At the University of Denver’s Eleanor Roosevelt Institute (ERI), founded in 1961 to conduct pioneering biomedical and genetic research, undergraduate and graduate students partner with world-renowned scholars in a quest to unravel the mysteries of disease.
For Nathan Duval, a PhD candidate in biological sciences, that quest has personal significance.
“My mother has lupus,” he explains, so he is well acquainted with the toll that disease takes on overall health and day-to-day life. “And I’m interested in disease processes — the idea that certain genetic mechanisms can cause disruptions in your physiology and lead to disease.”
While casting about for a graduate program that would address two priorities — furthering his understanding of how diseases behave and enhancing his career prospects in biomedical research — Duval learned about the groundbreaking work under way in the lab of Professor David Patterson. That, as well as the chance to work with interdisciplinary research teams at the ERI, convinced him to apply to DU.
His decision has paid off in hands-on opportunity. He and Patterson are collaborating on a handful of projects that could improve what Duval calls “the health-span” in people contending with an array of genetic diseases and disorders. What’s more, he has already secured publication credits as the first author on an article, published with Patterson, in “Molecular Genetics and Metabolism.”
Patterson, who holds DU’s Theodore Puck Endowed Chair, is known internationally for his decades of research on Down syndrome.
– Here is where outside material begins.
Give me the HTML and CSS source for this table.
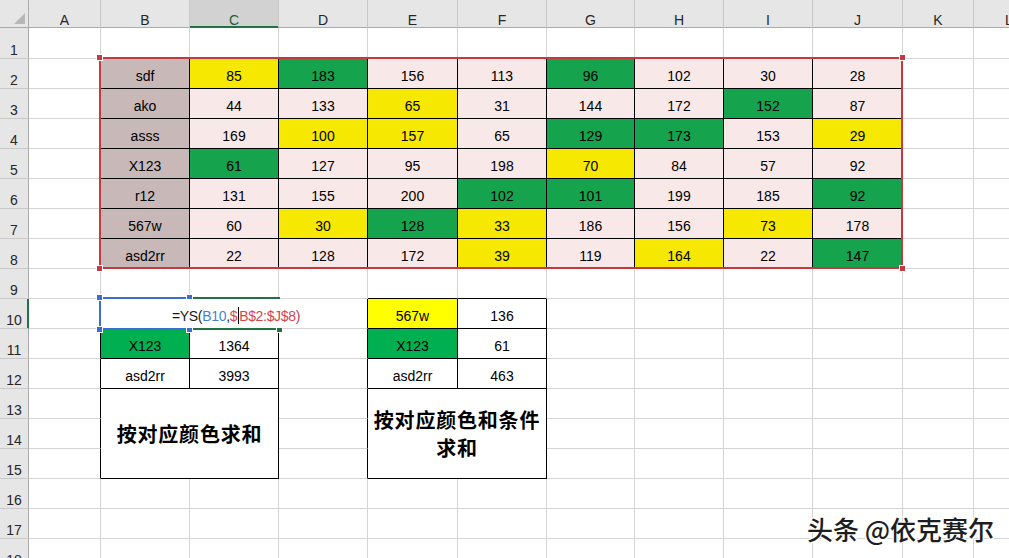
FILE: index.html
```html
<!DOCTYPE html>
<html lang="zh-CN">
<head>
<meta charset="utf-8">
<title>按对应颜色求和</title>
<link rel="stylesheet" href="styles.css">
</head>
<body>
<div class="sheet">
  <div class="grid">
    <!-- header row -->
    <div class="c cor"><i class="tri"></i></div>
    <div class="c h">A</div><div class="c h">B</div><div class="c h sel">C</div><div class="c h">D</div><div class="c h">E</div><div class="c h">F</div><div class="c h">G</div><div class="c h">H</div><div class="c h">I</div><div class="c h">J</div><div class="c h">K</div><div class="c h">L</div>

    <!-- row 1 -->
    <div class="c rh">1</div>
    <div class="c"></div><div class="c"></div><div class="c"></div><div class="c"></div><div class="c"></div><div class="c"></div><div class="c"></div><div class="c"></div><div class="c"></div><div class="c"></div><div class="c"></div><div class="c"></div>

    <!-- row 2 -->
    <div class="c rh">2</div><div class="c"></div>
    <div class="c t n">sdf</div><div class="c t y">85</div><div class="c t g">183</div><div class="c t p">156</div><div class="c t p">113</div><div class="c t g">96</div><div class="c t p">102</div><div class="c t p">30</div><div class="c t p">28</div>
    <div class="c"></div><div class="c"></div>

    <!-- row 3 -->
    <div class="c rh">3</div><div class="c"></div>
    <div class="c t n">ako</div><div class="c t p">44</div><div class="c t p">133</div><div class="c t y">65</div><div class="c t p">31</div><div class="c t p">144</div><div class="c t p">172</div><div class="c t g">152</div><div class="c t p">87</div>
    <div class="c"></div><div class="c"></div>

    <!-- row 4 -->
    <div class="c rh">4</div><div class="c"></div>
    <div class="c t n">asss</div><div class="c t p">169</div><div class="c t y">100</div><div class="c t y">157</div><div class="c t p">65</div><div class="c t g">129</div><div class="c t g">173</div><div class="c t p">153</div><div class="c t y">29</div>
    <div class="c"></div><div class="c"></div>

    <!-- row 5 -->
    <div class="c rh">5</div><div class="c"></div>
    <div class="c t n">X123</div><div class="c t g">61</div><div class="c t p">127</div><div class="c t p">95</div><div class="c t p">198</div><div class="c t y">70</div><div class="c t p">84</div><div class="c t p">57</div><div class="c t p">92</div>
    <div class="c"></div><div class="c"></div>

    <!-- row 6 -->
    <div class="c rh">6</div><div class="c"></div>
    <div class="c t n">r12</div><div class="c t p">131</div><div class="c t p">155</div><div class="c t p">200</div><div class="c t g">102</div><div class="c t g">101</div><div class="c t p">199</div><div class="c t p">185</div><div class="c t g">92</div>
    <div class="c"></div><div class="c"></div>

    <!-- row 7 -->
    <div class="c rh">7</div><div class="c"></div>
    <div class="c t n">567w</div><div class="c t p">60</div><div class="c t y">30</div><div class="c t g">128</div><div class="c t y">33</div><div class="c t p">186</div><div class="c t p">156</div><div class="c t y">73</div><div class="c t p">178</div>
    <div class="c"></div><div class="c"></div>

    <!-- row 8 -->
    <div class="c rh">8</div><div class="c"></div>
    <div class="c t n">asd2rr</div><div class="c t p">22</div><div class="c t p">128</div><div class="c t p">172</div><div class="c t y">39</div><div class="c t p">119</div><div class="c t y">164</div><div class="c t p">22</div><div class="c t g">147</div>
    <div class="c"></div><div class="c"></div>

    <!-- row 9 -->
    <div class="c rh">9</div>
    <div class="c"></div><div class="c"></div><div class="c"></div><div class="c"></div><div class="c bb"></div><div class="c bb"></div><div class="c"></div><div class="c"></div><div class="c"></div><div class="c"></div><div class="c"></div><div class="c"></div>

    <!-- row 10 -->
    <div class="c rh act">10</div>
    <div class="c"></div>
    <div class="c fx span2"><span class="fml">=YS(<span class="ref-b">B10</span>,<span class="ref-r">$<span class="caret"></span>B$2:$J$8</span><span class="par">)</span></span></div>
    <div class="c rb"></div>
    <div class="c t yy">567w</div><div class="c t">136</div>
    <div class="c"></div><div class="c"></div><div class="c"></div><div class="c"></div><div class="c"></div><div class="c"></div>

    <!-- row 11 -->
    <div class="c rh">11</div>
    <div class="c rb"></div>
    <div class="c t gg">X123</div><div class="c t">1364</div>
    <div class="c rb"></div>
    <div class="c t gg">X123</div><div class="c t">61</div>
    <div class="c"></div><div class="c"></div><div class="c"></div><div class="c"></div><div class="c"></div><div class="c"></div>

    <!-- row 12 -->
    <div class="c rh">12</div>
    <div class="c rb"></div>
    <div class="c t">asd2rr</div><div class="c t">3993</div>
    <div class="c rb"></div>
    <div class="c t">asd2rr</div><div class="c t">463</div>
    <div class="c"></div><div class="c"></div><div class="c"></div><div class="c"></div><div class="c"></div><div class="c"></div>

    <!-- row 13 -->
    <div class="c rh">13</div>
    <div class="c rb"></div>
    <div class="c t big merge">按对应颜色求和</div>
    <div class="c rb"></div>
    <div class="c t big merge">按对应颜色和条件求和</div>
    <div class="c"></div><div class="c"></div><div class="c"></div><div class="c"></div><div class="c"></div><div class="c"></div>

    <!-- row 14 -->
    <div class="c rh">14</div>
    <div class="c rb"></div>
    <div class="c rb"></div>
    <div class="c"></div><div class="c"></div><div class="c"></div><div class="c"></div><div class="c"></div><div class="c"></div>

    <!-- row 15 -->
    <div class="c rh">15</div>
    <div class="c rb"></div>
    <div class="c rb"></div>
    <div class="c"></div><div class="c"></div><div class="c"></div><div class="c"></div><div class="c"></div><div class="c"></div>

    <!-- row 16 -->
    <div class="c rh">16</div>
    <div class="c"></div><div class="c"></div><div class="c"></div><div class="c"></div><div class="c"></div><div class="c"></div><div class="c"></div><div class="c"></div><div class="c"></div><div class="c"></div><div class="c"></div><div class="c"></div>

    <!-- row 17 -->
    <div class="c rh">17</div>
    <div class="c"></div><div class="c"></div><div class="c"></div><div class="c"></div><div class="c"></div><div class="c"></div><div class="c"></div><div class="c"></div><div class="c"></div><div class="c"></div><div class="c"></div><div class="c"></div>

    <!-- row 18 -->
    <div class="c rh">18</div>
    <div class="c"></div><div class="c"></div><div class="c"></div><div class="c"></div><div class="c"></div><div class="c"></div><div class="c"></div><div class="c"></div><div class="c"></div><div class="c"></div><div class="c"></div><div class="c"></div>
  </div>

  <!-- overlays: formula range highlights and active cell -->
  <div class="rng rng-red">
    <i class="hd tl"></i><i class="hd tr"></i><i class="hd bl"></i><i class="hd br"></i>
  </div>
  <div class="active-cell"><i class="fill"></i></div>
  <div class="rng rng-blue">
    <i class="hd tl"></i><i class="hd tr"></i><i class="hd bl"></i><i class="hd br"></i>
  </div>

  <div class="wm">头条 @依克赛尔</div>
</div>
</body>
</html>
```

FILE: styles.css
```css
* { box-sizing: border-box; }

html, body {
  margin: 0;
  padding: 0;
  background: #ffffff;
}

.sheet {
  position: relative;
  width: 1009px;
  height: 558px;
  overflow: hidden;
  font-family: "Liberation Sans", "Noto Sans CJK SC", sans-serif;
  color: #000;
}

.grid {
  display: grid;
  grid-template-columns: 29px 72px 89px 89px 89px 90px 89px 88px 89px 89px 90px 71px 71px;
  grid-template-rows: 28px 31px repeat(17, 30px);
  width: 1045px;
}

.c {
  display: flex;
  align-items: flex-end;
  justify-content: center;
  border-right: 1px solid #d4d4d4;
  border-bottom: 1px solid #d4d4d4;
  padding-bottom: 4px;
  font-size: 14px;
  line-height: 16px;
  white-space: nowrap;
  min-width: 0;
}

/* headers */
.cor {
  background: #e6e6e6;
  border-right: 1px solid #ababab;
  border-bottom: 1px solid #ababab;
  justify-content: flex-end;
  padding: 0 3px 3px 0;
}
.tri {
  width: 0;
  height: 0;
  border-left: 11px solid transparent;
  border-bottom: 11px solid #b7b7b7;
}

.h {
  background: #e6e6e6;
  border-right: 1px solid #c9c9c9;
  border-bottom: 1px solid #ababab;
  color: #262626;
  padding-bottom: 0;
  line-height: 14px;
}
.h.sel {
  background: #d2d2d2;
  color: #1e5c3a;
  border-bottom: 1px solid #217346;
  box-shadow: inset 0 -1px 0 #217346;
}

.rh {
  background: #e6e6e6;
  border-right: 1px solid #ababab;
  border-bottom: 1px solid #c9c9c9;
  color: #262626;
  padding-bottom: 1px;
  line-height: 14px;
}
.rh.act {
  box-shadow: inset -1px 0 0 #217346;
  border-right-color: #217346;
}

/* table cells */
.t {
  border-right: 1px solid #000;
  border-bottom: 1px solid #000;
}
.n { background: #c9b8b8; }
.p { background: #f9e8e8; }
.y { background: #f6e800; }
.g { background: #15a34d; }
.yy { background: #ffff00; }
.gg { background: #00b050; }

.rb { border-right: 1px solid #000; }
.bb { border-bottom: 1px solid #000; }

.span2 { grid-column: span 2; }

.merge {
  grid-column: span 2;
  grid-row: span 3;
}

.big {
  align-items: center;
  padding: 0 4px;
  white-space: normal;
  text-align: center;
  font-family: "Noto Sans CJK SC", "Liberation Sans", sans-serif;
  font-weight: bold;
  font-size: 20px;
  line-height: 28px;
  letter-spacing: 0.8px;
}

/* formula being edited: the edit box paints over the cell borders */
.fx {
  align-items: stretch;
  justify-content: flex-start;
  padding: 0 0 0 70px;
  overflow: visible;
  border-bottom: 1px solid #000;
}
.fml {
  display: flex;
  align-items: flex-end;
  padding: 0 2px 4px 1px;
  background: #fff;
  font-size: 14px;
  letter-spacing: -0.33px;
  color: #1a1a1a;
  position: relative;
  z-index: 5;
}
.ref-b { color: #4a7fd0; }
.ref-r { color: #d8464b; }
.par { color: #b0405a; }
.caret {
  display: inline-block;
  width: 1px;
  height: 17px;
  background: #000;
  margin: 0 0.5px -3px;
}

/* range highlight overlays */
.rng {
  position: absolute;
  border: 2px solid;
  pointer-events: none;
}
.rng-red {
  left: 99px;
  top: 57px;
  width: 804px;
  height: 212px;
  border-color: #c53a41;
}
.rng-red .hd { background: #c53a41; }

.rng-blue {
  left: 99px;
  top: 297px;
  width: 91px;
  height: 33px;
  border-color: #3c6fcd;
}
.rng-blue .hd { background: #3c6fcd; }

.hd {
  position: absolute;
  width: 7px;
  height: 7px;
  border: 1px solid #fff;
}
.hd.tl { left: -5px; top: -5px; }
.hd.tr { right: -5px; top: -5px; }
.hd.bl { left: -5px; bottom: -5px; }
.hd.br { right: -5px; bottom: -5px; }

.active-cell {
  position: absolute;
  left: 188px;
  top: 297px;
  width: 92px;
  height: 33px;
  border-top: 2px solid #217346;
  border-bottom: 2px solid #217346;
  border-right: 2px solid #217346;
  pointer-events: none;
}
.fill {
  position: absolute;
  right: -5px;
  bottom: -5px;
  width: 7px;
  height: 7px;
  background: #217346;
  border: 1px solid #fff;
}

/* watermark */
.wm {
  position: absolute;
  left: 807px;
  top: 512px;
  font-family: "Noto Sans CJK SC", sans-serif;
  font-size: 26px;
  font-weight: 500;
  line-height: 34px;
  color: #1e1e1e;
  white-space: nowrap;
  text-shadow: 1px 1px 0 #fff, -1px -1px 0 #fff, 1px -1px 0 #fff, -1px 1px 0 #fff, 0 0 3px #fff;
}
```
In fact, his part in the mapping of chromosome 21, which contains the blueprint for Down syndrome, has added significantly to the scientific community’s understanding of the genetic condition.
To advance that understanding even further, Patterson and Duval are working with the Ts65Dn mouse model of Down syndrome. The Ts65Dn is a genetically altered model for Down syndrome.
“The mouse has a lot of features that are very similar to Down syndrome,” Patterson says. “It has learning and memory deficits and it has skeletal differences. It also has a precursor of leukemia. A lot of those things happen in people with Down syndrome. It also ages differently, and that’s been our hypothesis for people with Down syndrome for a long time.”
Using the Ts65Dn mouse model, Duval and Patterson are studying the metabolome and physiological changes that accompany aging in Down syndrome. “We are trying to understand the metabolomics, or changes in small molecules and metabolites, that may be part of, or due to, the genetic and physiological alterations that accompany Down syndrome and aging,” Duval explains.
This quest has ramifications for scientists and, in time, the medical community. After all, the better scientists understand the pathways involved in aging, the better able they’ll be to address health-span issues, such as deteriorating cognition or muscular function.
As they age, Patterson notes, “People with Down syndrome are at remarkably increased risk of developing Alzheimer’s disease. So could we slow that down or prevent it? That wouldn’t cure Down syndrome, but it would sure make life better for people with Down syndrome. And if we learn something about Alzheimer’s disease in people with Down syndrome, one hopes that it would be applicable to everyone with Alzheimer’s disease.”
Closer to home, perhaps the work will even be applicable to the complex but much-misunderstood autoimmune disease that troubles Duval’s mother. “Lupus happens to be an aging-related disease, though not in the sense that as you get older you are more susceptible,” Duval says. “Rather, lupus accelerates the rate of aging. A person afflicted with Lupus may appear normal, but physiologically they are much older.”
Patterson and Duval are also seeking to determine whether rapamycin, a drug that has been shown to extend life span — and health systems — in typical mice (as well as other evolutionarily divergent species) will do the same in the Ts65Dn mice.
“Mice will eventually die of the things mice die of, but it will be 20 percent later,” Patterson says of rapamycin. “The idea is to see whether this particular drug also could be beneficial to people with Down syndrome.”
Like so much scientific research, this work will unfold over years. “A lot of it involves waiting while the mice get old,” Patterson says.
As he monitors and tends to the aging mice, Duval is immersed in another Patterson project, investigating a cell culture model associated with a little-known metabolic disorder known as ADSL deficiency.
“People with ADSL deficiency have a highly variable constellation of features,” Patterson says. These include everything from mild developmental delays to muscle wasting and epilepsy. It has also been associated with prenatal death.
“It’s a confusing situation because … from person to person the physiological features [of the disorder] are remarkably different,” Patterson explains.
So little is known about ADSL deficiency that many people afflicted with it often go undiagnosed. Patterson and Duval hope that their foundational work can aid in both diagnosis and treatment of the condition.
In many of their projects, Patterson and Duval work with interdisciplinary teams that include biophysicists, physicists and chemists. For example, biophysicists and chemists can help biologists understand how a certain protein’s actions may change due to different mutations and how these changes affect physiology.
“I think that now we’re starting to understand, in science as a whole, that the interactions between all these different levels — the genome, the proteome and the metabolome — all play a role in the disease,” Duval says. “Understanding disease is not just a biological problem. Diseases need to be approached from as many different angles as possible to further our understanding.”